Немцы были очень близко – в Детском, в Стрельне, в Лигове. В те дни город был под артиллерийским обстрелом – и это было очень страшно. Где они сейчас – никто толком не знает; и что будет дальше – никто не знает также.

Несмотря ни на что, любопытно наблюдать: люди обнажаются в такие дни ужаса. Но на такую наготу молиться не хочется! Часто тошнит.

Интересны также и флюктуации настроений.

Записывать надо было бы каждый день, но… Думаю, что выживу – вот тогда и расскажу. Перемены в правительственной системе, видимо, неизбежны.

Страшнее всего для меня не так воющий свист бомбы и взрыв, как звук обрушения. Это потрясающе. Так я слышала конец двух домов на углу Жуковского и Надеждинской[529] – домов на Фурштадтской – здания Академии легкой промышленности[530] на Суворовском.

У нас пока еще целы стекла. Но из-за маскировки, дающей мало света даже днем, и сейчас, при солнце, комнаты совсем мрачны и приходится писать у окна, держа тетрадь на коленях. От этого и такой почерк.

Из знакомых пока все живы – кажется.
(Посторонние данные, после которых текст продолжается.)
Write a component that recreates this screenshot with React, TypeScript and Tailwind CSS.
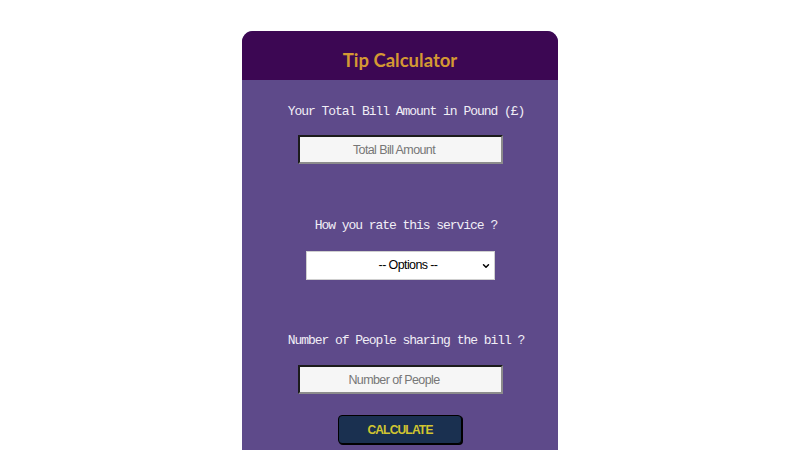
import { ChevronDown } from "lucide-react";

const labelCls =
  "pl-3 text-center text-[13px] tracking-[-1.05px] leading-4 text-[#f1eef6] [font-family:'Liberation_Mono',monospace]";

const inputCls =
  "block w-[205px] h-[29px] mx-auto pr-3 bg-[#f6f6f6] border-2 border-t-[#1c1c1c] border-l-[#1c1c1c] border-b-[#8c8c8c] border-r-[#8c8c8c] text-center text-[12.5px] tracking-[-0.6px] text-[#333] placeholder:text-[#777] outline-none [font-family:'Liberation_Sans',Arial,sans-serif]";

export default function App() {
  return (
    <div className="min-h-screen bg-white flex justify-center pt-[31px]">
      <div className="w-[316px] h-[419px] rounded-t-[11px] overflow-hidden bg-[#5e4a8a]">
        <div className="h-[49px] bg-[#3c0753] flex items-center justify-center pt-[10px]">
          <h1 className="text-[18.5px] font-bold text-[#d49933] [font-family:Lato,'Open_Sans',sans-serif]">
            Tip Calculator
          </h1>
        </div>

        <div className="pt-[24px]">
          <p className={labelCls}>Your Total Bill Amount in Pound (£)</p>
          <input className={`${inputCls} mt-[15px]`} placeholder="Total Bill Amount" />

          <p className={`${labelCls} mt-[54px]`}>How you rate this service ?</p>
          <div className="relative w-[189px] mx-auto mt-[17px]">
            <select
              defaultValue=""
              className="block w-full h-[29px] appearance-none bg-white border border-[#cfcfcf] pl-4 text-center text-[12.5px] tracking-[-0.6px] text-black outline-none [font-family:'Liberation_Sans',Arial,sans-serif]"
            >
              <option value="">-- Options --</option>
              <option value="0.3">30% - Outstanding</option>
              <option value="0.2">20% - Good</option>
              <option value="0.15">15% - It was OK</option>
              <option value="0.1">10% - Bad</option>
              <option value="0.05">5% - Terrible</option>
            </select>
            <ChevronDown
              size={10}
              strokeWidth={3.5}
              className="absolute right-[4px] top-[10px] text-black pointer-events-none"
            />
          </div>

          <p className={`${labelCls} mt-[53px]`}>Number of People sharing the bill ?</p>
          <input className={`${inputCls} mt-[16px]`} placeholder="Number of People" />

          <button className="block mx-auto mt-[21px] w-[124px] h-[29px] rounded-[4px] bg-[#1a3050] border border-black shadow-[1px_1px_0_#000] text-[12px] tracking-[-0.8px] font-bold text-[#d2c530] [font-family:'Liberation_Sans',Arial,sans-serif]">
            CALCULATE
          </button>
        </div>
      </div>
    </div>
  );
}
Телефоны почти повсюду выключены, и всяческое общение затруднено.

Голодно. 200 гр. хлеба[531]. У нас запасов никаких. Думаем восстановить «буржуйку». Пшенная каша и чечевица кажутся очень вкусными. А картофель – лакомство!

Странно думать, что в прошлом году в эти дни я ела изысканные обеды с шампанским и говорила о любви и литературе. Где теперь мой собеседник, о котором никогда больше не думаю хорошо? Мой выдуманный, нереальный собеседник, у которого было столько прекрасных слов и за которым и теперь неотступно идет моя мысль, злая и издевательская, в белом и чистом пламени ненависти и мести…

Как ломаются оценки ценностей! Каким ничтожным кажется вчерашнее богатство!

Если город выйдет из окружения и снова начнется эвакуация, не знаю, уеду ли я.

Мать и брата хочется спасти морально, спасти их нервы и здоровье. Но сама, вероятно, останусь. Страха во мне нет. И нервы мои спокойнее (пусть внешне), чем раньше. Я только раздражена и недоумеваю. Когда же?

Холодно. Ночи лунные – испанские! Обыватели начали ненавидеть солнце и луну и обожать дождь.

Бомбы. Снаряды. Пулеметные очереди. Осколки зениток.

Кстати: когда говорят зенитки, у меня всегда вспыхивает стихотворное сравнение: «Зенитки машут кулаками…»

Никаких разрушений в городе я не видела: не хочу видеть. Я берегу себя. Система опущенных глаз.

Брат видел – и при каждом сигнале ВТ[532] в глазах его встают отражения виденного. Состояние его кошмарно. Его надо либо лечить, либо вывезти в тишину. Но где же линия тишины, если сдан Киев, сдан Орел, бои идут под Вязьмой и Мелитополем!

Говорят, что от Павловского парка остались лишь сучья и срезанные снарядами стволы.

Говорят, что Александровский парк в Пушкине разрушен и пострадал дворец.